→ Task details: Copy the material that follows word for word and omit its pictures.

═══

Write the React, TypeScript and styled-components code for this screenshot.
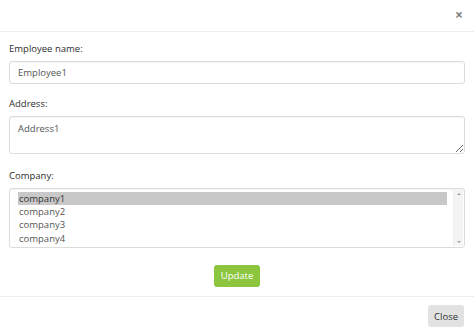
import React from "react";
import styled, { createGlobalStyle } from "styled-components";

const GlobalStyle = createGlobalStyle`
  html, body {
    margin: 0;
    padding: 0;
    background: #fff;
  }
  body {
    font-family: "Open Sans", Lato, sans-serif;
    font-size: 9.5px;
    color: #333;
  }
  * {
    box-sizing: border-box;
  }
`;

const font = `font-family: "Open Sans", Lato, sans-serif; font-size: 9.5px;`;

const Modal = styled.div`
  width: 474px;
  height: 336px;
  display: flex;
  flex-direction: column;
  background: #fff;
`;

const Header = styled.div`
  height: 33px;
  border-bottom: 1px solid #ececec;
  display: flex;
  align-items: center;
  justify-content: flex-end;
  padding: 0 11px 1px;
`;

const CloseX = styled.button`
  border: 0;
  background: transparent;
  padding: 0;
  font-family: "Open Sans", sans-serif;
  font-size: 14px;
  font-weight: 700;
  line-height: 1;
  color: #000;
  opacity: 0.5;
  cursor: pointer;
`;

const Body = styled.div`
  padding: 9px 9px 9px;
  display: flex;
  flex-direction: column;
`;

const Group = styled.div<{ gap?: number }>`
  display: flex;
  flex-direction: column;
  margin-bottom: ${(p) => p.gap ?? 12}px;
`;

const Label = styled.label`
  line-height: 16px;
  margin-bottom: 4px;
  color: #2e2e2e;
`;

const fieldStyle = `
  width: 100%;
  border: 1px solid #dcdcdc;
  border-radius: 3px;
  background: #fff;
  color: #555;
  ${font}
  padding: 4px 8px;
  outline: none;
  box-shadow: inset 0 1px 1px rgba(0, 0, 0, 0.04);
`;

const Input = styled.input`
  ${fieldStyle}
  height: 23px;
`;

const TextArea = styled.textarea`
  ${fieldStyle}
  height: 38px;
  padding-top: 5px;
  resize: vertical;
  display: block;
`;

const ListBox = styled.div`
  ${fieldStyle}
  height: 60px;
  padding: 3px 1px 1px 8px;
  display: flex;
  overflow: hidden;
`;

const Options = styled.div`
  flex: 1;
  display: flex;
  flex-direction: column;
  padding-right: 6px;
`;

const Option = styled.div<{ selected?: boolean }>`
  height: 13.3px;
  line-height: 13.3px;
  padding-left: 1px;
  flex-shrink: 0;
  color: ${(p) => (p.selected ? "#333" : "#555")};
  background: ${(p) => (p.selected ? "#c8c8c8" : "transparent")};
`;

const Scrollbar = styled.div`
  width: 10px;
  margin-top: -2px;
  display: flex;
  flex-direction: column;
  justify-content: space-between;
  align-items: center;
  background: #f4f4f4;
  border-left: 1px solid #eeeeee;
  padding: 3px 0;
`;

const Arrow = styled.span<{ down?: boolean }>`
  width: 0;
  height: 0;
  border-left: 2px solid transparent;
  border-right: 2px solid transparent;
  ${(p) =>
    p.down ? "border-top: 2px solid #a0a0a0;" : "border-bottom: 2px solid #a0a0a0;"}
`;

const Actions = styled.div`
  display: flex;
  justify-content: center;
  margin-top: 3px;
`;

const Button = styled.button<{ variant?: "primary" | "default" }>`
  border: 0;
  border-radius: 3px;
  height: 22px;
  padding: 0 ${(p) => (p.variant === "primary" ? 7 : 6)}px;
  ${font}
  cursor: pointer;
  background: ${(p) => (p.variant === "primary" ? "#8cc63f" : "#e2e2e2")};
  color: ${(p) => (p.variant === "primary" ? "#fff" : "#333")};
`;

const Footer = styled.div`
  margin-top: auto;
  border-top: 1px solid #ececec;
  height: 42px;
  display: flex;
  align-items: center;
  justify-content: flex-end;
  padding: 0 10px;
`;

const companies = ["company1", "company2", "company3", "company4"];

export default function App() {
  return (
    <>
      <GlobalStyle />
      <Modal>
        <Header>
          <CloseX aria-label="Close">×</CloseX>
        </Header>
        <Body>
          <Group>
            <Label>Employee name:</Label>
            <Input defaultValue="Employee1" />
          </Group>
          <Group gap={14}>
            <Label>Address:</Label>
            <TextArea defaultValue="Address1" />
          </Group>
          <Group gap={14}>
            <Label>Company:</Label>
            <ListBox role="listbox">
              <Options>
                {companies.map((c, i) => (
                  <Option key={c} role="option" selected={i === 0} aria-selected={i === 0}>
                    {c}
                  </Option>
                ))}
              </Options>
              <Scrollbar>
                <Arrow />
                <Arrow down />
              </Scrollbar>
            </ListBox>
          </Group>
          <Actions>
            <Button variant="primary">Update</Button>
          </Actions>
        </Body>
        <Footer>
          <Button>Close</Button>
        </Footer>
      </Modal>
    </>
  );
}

═══

→ Response to the exercise:
Write the React, TypeScript and styled-components code for this screenshot.
import React from "react";
import styled, { createGlobalStyle } from "styled-components";

const GlobalStyle = createGlobalStyle`
  html, body {
    margin: 0;
    padding: 0;
    background: #fff;
  }
  body {
    font-family: "Open Sans", Lato, sans-serif;
    font-size: 9.5px;
    color: #333;
  }
  * {
    box-sizing: border-box;
  }
`;

const font = `font-family: "Open Sans", Lato, sans-serif; font-size: 9.5px;`;

const Modal = styled.div`
  width: 474px;
  height: 336px;
  display: flex;
  flex-direction: column;
  background: #fff;
`;

const Header = styled.div`
  height: 33px;
  border-bottom: 1px solid #ececec;
  display: flex;
  align-items: center;
  justify-content: flex-end;
  padding: 0 11px 1px;
`;

const CloseX = styled.button`
  border: 0;
  background: transparent;
  padding: 0;
  font-family: "Open Sans", sans-serif;
  font-size: 14px;
  font-weight: 700;
  line-height: 1;
  color: #000;
  opacity: 0.5;
  cursor: pointer;
`;

const Body = styled.div`
  padding: 9px 9px 9px;
  display: flex;
  flex-direction: column;
`;

const Group = styled.div<{ gap?: number }>`
  display: flex;
  flex-direction: column;
  margin-bottom: ${(p) => p.gap ?? 12}px;
`;

const Label = styled.label`
  line-height: 16px;
  margin-bottom: 4px;
  color: #2e2e2e;
`;

const fieldStyle = `
  width: 100%;
  border: 1px solid #dcdcdc;
  border-radius: 3px;
  background: #fff;
  color: #555;
  ${font}
  padding: 4px 8px;
  outline: none;
  box-shadow: inset 0 1px 1px rgba(0, 0, 0, 0.04);
`;

const Input = styled.input`
  ${fieldStyle}
  height: 23px;
`;

const TextArea = styled.textarea`
  ${fieldStyle}
  height: 38px;
  padding-top: 5px;
  resize: vertical;
  display: block;
`;

const ListBox = styled.div`
  ${fieldStyle}
  height: 60px;
  padding: 3px 1px 1px 8px;
  display: flex;
  overflow: hidden;
`;

const Options = styled.div`
  flex: 1;
  display: flex;
  flex-direction: column;
  padding-right: 6px;
`;

const Option = styled.div<{ selected?: boolean }>`
  height: 13.3px;
  line-height: 13.3px;
  padding-left: 1px;
  flex-shrink: 0;
  color: ${(p) => (p.selected ? "#333" : "#555")};
  background: ${(p) => (p.selected ? "#c8c8c8" : "transparent")};
`;

const Scrollbar = styled.div`
  width: 10px;
  margin-top: -2px;
  display: flex;
  flex-direction: column;
  justify-content: space-between;
  align-items: center;
  background: #f4f4f4;
  border-left: 1px solid #eeeeee;
  padding: 3px 0;
`;

const Arrow = styled.span<{ down?: boolean }>`
  width: 0;
  height: 0;
  border-left: 2px solid transparent;
  border-right: 2px solid transparent;
  ${(p) =>
    p.down ? "border-top: 2px solid #a0a0a0;" : "border-bottom: 2px solid #a0a0a0;"}
`;

const Actions = styled.div`
  display: flex;
  justify-content: center;
  margin-top: 3px;
`;

const Button = styled.button<{ variant?: "primary" | "default" }>`
  border: 0;
  border-radius: 3px;
  height: 22px;
  padding: 0 ${(p) => (p.variant === "primary" ? 7 : 6)}px;
  ${font}
  cursor: pointer;
  background: ${(p) => (p.variant === "primary" ? "#8cc63f" : "#e2e2e2")};
  color: ${(p) => (p.variant === "primary" ? "#fff" : "#333")};
`;

const Footer = styled.div`
  margin-top: auto;
  border-top: 1px solid #ececec;
  height: 42px;
  display: flex;
  align-items: center;
  justify-content: flex-end;
  padding: 0 10px;
`;

const companies = ["company1", "company2", "company3", "company4"];

export default function App() {
  return (
    <>
      <GlobalStyle />
      <Modal>
        <Header>
          <CloseX aria-label="Close">×</CloseX>
        </Header>
        <Body>
          <Group>
            <Label>Employee name:</Label>
            <Input defaultValue="Employee1" />
          </Group>
          <Group gap={14}>
            <Label>Address:</Label>
            <TextArea defaultValue="Address1" />
          </Group>
          <Group gap={14}>
            <Label>Company:</Label>
            <ListBox role="listbox">
              <Options>
                {companies.map((c, i) => (
                  <Option key={c} role="option" selected={i === 0} aria-selected={i === 0}>
                    {c}
                  </Option>
                ))}
              </Options>
              <Scrollbar>
                <Arrow />
                <Arrow down />
              </Scrollbar>
            </ListBox>
          </Group>
          <Actions>
            <Button variant="primary">Update</Button>
          </Actions>
        </Body>
        <Footer>
          <Button>Close</Button>
        </Footer>
      </Modal>
    </>
  );
}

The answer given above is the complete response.